More than US$125 billion of unconventional oil projects have been announced for development by 2015. High energy, labour and material costs mean that developing an oil sands project is up to 20 times as capital intensive as conventional oil projects. In addition to investing heavily in the development of US oil shales, Shell has announced an intention to produce 670,000 barrels of oil daily from Canadian oil sand by 2020, while ExxonMobil and BP are also both hoping to produce several hundred thousand barrels each per day.
"The current rush to invest in unconventional fossil fuels is wholly inappropriate and due to their carbon intensity, these projects risk dangerous levels of climate change," says Paul Monaghan, Head of Social Goals and Sustainability at The Co-operative. "Our long-term future and economic stability depends on the development of a low carbon economy within our lifetimes. We intend to use this report as the basis of our shareholder engagement with oil companies, and will be working with our 6.5 million customers to ensure that the UK and the EU have a robust legislative framework in place that will prevent these climate hostile fuels from entering the domestic market."
WWF and CFS are calling for a global halt to the licensing of new unconventional oil and for strong legislation, similar to the Emissions Standard currently in force in California, to be introduced in North America and Europe, prohibiting the sale of fuels with higher emissions than traditional oil. Because the lifecycle emissions of oil sands and oil shale are higher than those produced by conventional oil extraction, if this standard were replicated elsewhere, it would effectively outlaw unconventional oil products.
"Companies and investors claim to recognise the need to tackle climate change and support international efforts such as Kyoto.
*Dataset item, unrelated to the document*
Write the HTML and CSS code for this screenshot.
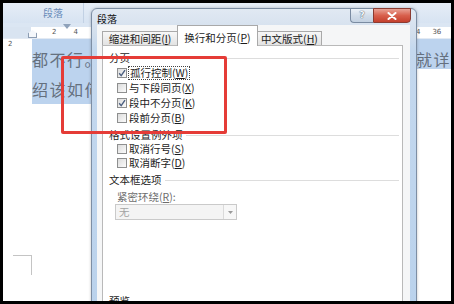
FILE: index.html
```html
<!DOCTYPE html>
<html>
  <head>
    <title>段落</title>
    <link rel="stylesheet" href="styles.css">
  </head>
  <body>
    <div class="window">
      <div class="ribbon">
        <div class="group-label">段落</div>
        <div class="group-sep"></div>
      </div>
      <div class="ribbon-foot"></div>
      <div class="ruler">
        <div class="ruler-margin"><span class="tick t1">2</span></div>
        <div class="ruler-body">
          <span class="tick t2">2</span>
          <span class="tick t3">4</span>
          <span class="tick t4">4</span>
          <span class="tick t5">36</span>
        </div>
        <div class="indent-marker"></div>
        <div class="tab-marker"></div>
      </div>
      <div class="doc">
        <div class="doc-line first">
          <span>都不行。</span>
          <span class="line-end">就详细</span>
        </div>
        <div class="doc-line second"><span>绍该如何</span></div>
        <div class="crop-mark"></div>
      </div>

      <div class="dialog">
        <div class="title-bar">
          <span class="title">段落</span>
          <div class="caption-buttons">
            <div class="btn-help">?</div>
            <div class="btn-close">
              <svg width="10" height="8" viewBox="0 0 10 8"><path d="M1.5 1 L8.5 7 M8.5 1 L1.5 7" stroke="#fff" stroke-width="2" stroke-linecap="round"/></svg>
            </div>
          </div>
        </div>
        <div class="client">
          <div class="tabs">
            <div class="tab tab-indent">缩进和间距(<u>I</u>)</div>
            <div class="tab active">换行和分页(<u>P</u>)</div>
            <div class="tab tab-asian">中文版式(<u>H</u>)</div>
          </div>
          <div class="panel">
            <div class="group-head"><span>分页</span></div>
            <div class="check-row">
              <span class="box checked"><svg width="8" height="8" viewBox="0 0 8 8"><path d="M1.2 4.2 L3.2 6.6 L7 1.2" fill="none" stroke="#4b5f80" stroke-width="1.4"/></svg></span>
              <span class="label focus">孤行控制(<u>W</u>)</span>
            </div>
            <div class="check-row">
              <span class="box"></span>
              <span class="label">与下段同页(<u>X</u>)</span>
            </div>
            <div class="check-row">
              <span class="box checked"><svg width="8" height="8" viewBox="0 0 8 8"><path d="M1.2 4.2 L3.2 6.6 L7 1.2" fill="none" stroke="#4b5f80" stroke-width="1.4"/></svg></span>
              <span class="label">段中不分页(<u>K</u>)</span>
            </div>
            <div class="check-row">
              <span class="box"></span>
              <span class="label">段前分页(<u>B</u>)</span>
            </div>

            <div class="group-head"><span>格式设置例外项</span></div>
            <div class="check-row tight">
              <span class="box"></span>
              <span class="label">取消行号(<u>S</u>)</span>
            </div>
            <div class="check-row tight">
              <span class="box"></span>
              <span class="label">取消断字(<u>D</u>)</span>
            </div>

            <div class="group-head"><span>文本框选项</span></div>
            <div class="field-label">紧密环绕(<u>R</u>):</div>
            <div class="select">
              <span class="select-value">无</span>
              <span class="select-arrow">
                <svg width="5" height="3" viewBox="0 0 5 3"><path d="M0 0 H5 L2.5 3 Z" fill="#9a9a9a"/></svg>
              </span>
            </div>

            <div class="group-head preview"><span>预览</span></div>
          </div>
        </div>
      </div>

      <div class="callout"></div>
    </div>
  </body>
</html>
```

FILE: styles.css
```css
body {
  margin: 0;
  padding: 3px;
  background-color: #000000;
  font-family: "Noto Sans CJK SC", "Noto Sans", sans-serif;
}

.window {
  position: relative;
  width: 448px;
  height: 298px;
  overflow: hidden;
  background-color: #FFFFFF;
}

/* ribbon and ruler */
.ribbon {
  display: flex;
  height: 20px;
  background: linear-gradient(#e6edf7, #d7e3f2);
}

.group-label {
  width: 80px;
  padding: 3px 0 0 40px;
  box-sizing: border-box;
  font-size: 10px;
  line-height: 14px;
  color: #6a8cba;
}

.group-sep {
  width: 1px;
  background-color: #c2d1e4;
}

.ribbon-foot {
  height: 4px;
  background-color: #dbe6f3;
}

.ruler {
  position: relative;
  display: flex;
  height: 11px;
  background-color: #FFFFFF;
  border-bottom: 1px solid #e3eaf3;
}

.ruler-margin {
  width: 28px;
  background-color: #d9e4f1;
}

.ruler-body {
  display: flex;
  flex: 1;
}

.tick {
  font-family: "DejaVu Sans", sans-serif;
  font-size: 7px;
  line-height: 11px;
  color: #555;
}

.t1 { margin-left: 5px; }
.t2 { margin-left: 21px; }
.t3 { margin-left: 17px; }
.t4 { margin-left: 338px; }
.t5 { margin-left: 12px; }

.indent-marker {
  position: absolute;
  left: 25px;
  top: 3px;
  width: 7px;
  height: 7px;
  background-color: #f4f7fb;
  border: 1px solid #8c9db3;
  border-top: none;
  clip-path: polygon(50% 0, 100% 40%, 100% 100%, 0 100%, 0 40%);
}

.tab-marker {
  position: absolute;
  left: 60px;
  top: -3px;
  width: 0;
  height: 0;
  border-left: 4px solid transparent;
  border-right: 4px solid transparent;
  border-top: 5px solid #8fa2ba;
}

/* document */
.doc {
  padding-left: 29px;
  font-size: 16px;
  letter-spacing: 1.5px;
  color: #65707e;
}

.doc-line {
  box-sizing: border-box;
  line-height: 20px;
  padding-top: 10px;
  background-color: #bcd3ee;
  white-space: nowrap;
}

.doc-line.first {
  display: flex;
  justify-content: space-between;
  height: 30px;
}

.doc-line.second {
  width: 260px;
  height: 35px;
}

.line-end {
  width: 35px;
  overflow: hidden;
}

.crop-mark {
  width: 19px;
  height: 20px;
  margin: 151px 0 0 -19px;
  border-top: 1px solid #c4c4c4;
  border-right: 1px solid #c4c4c4;
  box-sizing: border-box;
}

/* dialog */
.dialog {
  position: absolute;
  left: 88px;
  top: 5px;
  width: 324px;
  height: 300px;
  display: flex;
  flex-direction: column;
  border: 1px solid #7d8ea4;
  border-radius: 6px 6px 0 0;
  background: linear-gradient(#e1e9f3, #d3dfed 24px, #c4d8ee 40px, #bad2ec);
  box-shadow: 0 0 3px rgba(0, 0, 0, 0.25);
}

.title-bar {
  display: flex;
  height: 22px;
}

.title {
  padding: 4px 0 0 5px;
  font-size: 10px;
  line-height: 12px;
  color: #111;
}

.caption-buttons {
  display: flex;
  margin: -1px 5px 0 auto;
  height: 15px;
}

.btn-help {
  width: 23px;
  box-sizing: border-box;
  border: 1px solid #7a8ba1;
  border-right: none;
  border-radius: 0 0 0 4px;
  background: linear-gradient(#edf2f8, #d2dde9 50%, #c3d1e1);
  text-align: center;
  font-family: "DejaVu Sans", sans-serif;
  font-size: 9px;
  font-weight: bold;
  line-height: 13px;
  color: #f4f7fa;
  text-shadow: 0 0 1px #4c5c70, 0 0 1px #4c5c70;
}

.btn-close {
  display: flex;
  align-items: center;
  justify-content: center;
  width: 38px;
  box-sizing: border-box;
  border: 1px solid #8b3b31;
  border-radius: 0 0 4px 0;
  background: linear-gradient(#e9a295, #d8604d 50%, #c43f2c);
}

.client {
  display: flex;
  flex-direction: column;
  flex: 1;
  margin: 0 6px 0 5px;
  padding: 0 7px 0 5px;
  background-color: #f5f6f7;
}

.tabs {
  display: flex;
  align-items: flex-end;
  height: 20px;
  font-size: 10.5px;
  color: #1c1c1c;
}

.tab {
  box-sizing: border-box;
  height: 14px;
  border: 1px solid #a9a9a9;
  border-bottom: none;
  background: linear-gradient(#f7f7f7, #e3e3e3);
  text-align: center;
  line-height: 13px;
  white-space: nowrap;
}

.tab-indent { width: 76px; }
.tab-asian { width: 65px; }

.tab.active {
  position: relative;
  width: 81px;
  height: 21px;
  margin: 0 -1px -1px;
  padding-top: 5px;
  background: #FFFFFF;
}

.tab u, .label u, .field-label u {
  text-underline-offset: 1px;
}

.panel {
  flex: 1;
  padding: 5px 3px 0 6px;
  border: 1px solid #b9b9b9;
  background-color: #FFFFFF;
  font-size: 10.5px;
  color: #1c1c1c;
}

.group-head {
  display: flex;
  align-items: center;
  gap: 3px;
  height: 14px;
  line-height: 14px;
  margin-top: 3px;
}

.group-head:first-child {
  margin-top: 0;
}

.group-head::after {
  content: "";
  flex: 1;
  height: 1px;
  background-color: #dddddd;
}

.group-head.preview {
  margin-top: 74px;
}

.check-row {
  display: flex;
  align-items: center;
  gap: 2px;
  height: 15px;
  padding-left: 8px;
  line-height: 12px;
}

.check-row:nth-child(6) {
  margin-top: 2px;
}

.check-row.tight {
  height: 14px;
}

.box {
  display: flex;
  align-items: center;
  justify-content: center;
  width: 10px;
  height: 10px;
  box-sizing: border-box;
  border: 1px solid #8e8f8f;
  background: linear-gradient(135deg, #dcdcdc, #fbfbfb);
}

.label.focus {
  outline: 1px dotted #444;
  outline-offset: 0;
  padding: 0 1px;
}

.field-label {
  margin-top: 3px;
  padding-left: 8px;
  line-height: 14px;
  color: #6d6d6d;
}

.select {
  display: flex;
  width: 122px;
  height: 16px;
  margin-left: 6px;
  box-sizing: border-box;
  border: 1px solid #cacaca;
  background-color: #f4f4f4;
}

.select-value {
  flex: 1;
  padding-left: 3px;
  line-height: 14px;
  color: #a3a3a3;
}

.select-arrow {
  display: flex;
  align-items: center;
  justify-content: center;
  width: 12px;
  border-left: 1px solid #dadada;
  background-color: #f7f7f7;
}

/* annotation */
.callout {
  position: absolute;
  left: 58px;
  top: 53px;
  width: 166px;
  height: 78px;
  box-sizing: border-box;
  border: 3px solid #e53c37;
  border-radius: 2px;
}
```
In oil sands we have an activity that is going against this imperative and undermining Canada's Kyoto commitments, so it is time for investors to challenge this strategy." James Leaton continues. "Technologies which could potentially mitigate the environmental impacts of these proas carbon capture and storage (CCS), are still too far away from being a viable solution on a large scale. The scope for development of CCS must not lock us in to a carbon intensive future, when it is clear that the developed world needs to start cutting emissions now."
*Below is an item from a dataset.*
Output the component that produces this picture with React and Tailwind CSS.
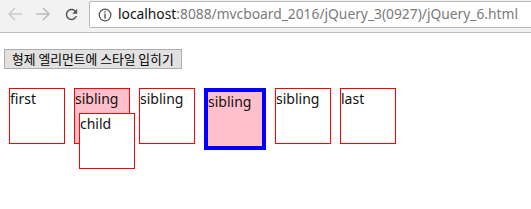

Ian Jones, Head of Responsible Investment at The Co-operative Investments added: "We intend to use this report as the basis of our shareholder engagement with oil companies to try to persuade them to take a more progressive path."
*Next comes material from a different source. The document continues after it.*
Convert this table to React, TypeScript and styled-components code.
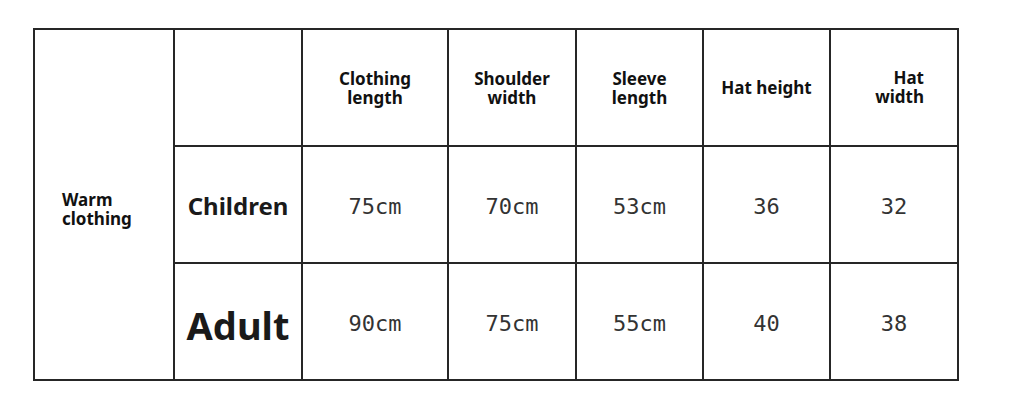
import React from 'react';
import styled, { createGlobalStyle } from 'styled-components';

const GlobalStyle = createGlobalStyle`
  html, body {
    margin: 0;
    padding: 0;
    background: #fff;
  }
`;

const Page = styled.div`
  width: 1024px;
  height: 410px;
  padding: 28px 0 0 33px;
  box-sizing: border-box;
  background: #fff;
`;

// 표 전체: 배경색을 선 색으로 쓰고 gap 으로 격자선을 만든다
const Grid = styled.div`
  display: inline-grid;
  grid-template-columns: 138px 126px 144px 126px 125px 125px 126px;
  grid-template-rows: 115px 115px 115px;
  gap: 2px;
  padding: 2px;
  background: #262626;
`;

const Cell = styled.div<{ $align?: 'left' | 'center' | 'right' }>`
  background: #fff;
  display: flex;
  align-items: center;
  justify-content: ${(p) =>
    p.$align === 'left' ? 'flex-start' : p.$align === 'right' ? 'flex-end' : 'center'};
  text-align: ${(p) => p.$align ?? 'center'};
`;

const SideCell = styled(Cell)`
  grid-row: 1 / span 3;
  padding: 8px 0 0 27px;
`;

const HatWidthCell = styled(Cell)`
  padding: 0 33px 2px 0;
`;

const HeadText = styled.div`
  font-family: 'Noto Sans', 'Open Sans', sans-serif;
  font-weight: 700;
  font-size: 17px;
  line-height: 19px;
  color: #111;
`;

const RowLabel = styled.div<{ $size: number }>`
  font-family: 'Noto Sans', 'Open Sans', sans-serif;
  font-weight: 700;
  font-size: ${(p) => p.$size}px;
  line-height: 1;
  color: #1a1a1a;
  padding-top: ${(p) => (p.$size > 30 ? 6 : 2)}px;
`;

const Value = styled.div`
  font-family: 'DejaVu Sans Mono', 'Liberation Mono', monospace;
  font-size: 22px;
  line-height: 1;
  color: #333;
  padding-top: 4px;
`;

const rows = [
  { label: 'Children', size: 24, values: ['75cm', '70cm', '53cm', '36', '32'] },
  { label: 'Adult', size: 38, values: ['90cm', '75cm', '55cm', '40', '38'] },
];

const App: React.FC = () => (
  <>
    <GlobalStyle />
    <Page>
      <Grid>
        <SideCell $align="left">
          <HeadText>
            Warm
            <br />
            clothing
          </HeadText>
        </SideCell>
        <Cell />
        <Cell>
          <HeadText>
            Clothing
            <br />
            length
          </HeadText>
        </Cell>
        <Cell>
          <HeadText>
            Shoulder
            <br />
            width
          </HeadText>
        </Cell>
        <Cell>
          <HeadText>
            Sleeve
            <br />
            length
          </HeadText>
        </Cell>
        <Cell>
          <HeadText>Hat height</HeadText>
        </Cell>
        <HatWidthCell $align="right">
          <HeadText>
            Hat
            <br />
            width
          </HeadText>
        </HatWidthCell>

        {rows.map((row) => (
          <React.Fragment key={row.label}>
            <Cell>
              <RowLabel $size={row.size}>{row.label}</RowLabel>
            </Cell>
            {row.values.map((v, i) => (
              <Cell key={i}>
                <Value>{v}</Value>
              </Cell>
            ))}
          </React.Fragment>
        ))}
      </Grid>
    </Page>
  </>
);

export default App;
"The extraordinary lengths some oil and gas companies go to in attempting to make these climate-hostile fuels somewhat less so should be re-directed to bringing forward low-carbon energy. Most oil companies have hardly begun to factor in the externalities that are currently imposed on the environment, yet are rapidly expanding unconventional oil developments in the hope of future technological solutions, subsidies, and favourable government intervention. Shareholders should challenge those oil companies that fail to steward investment responsibly."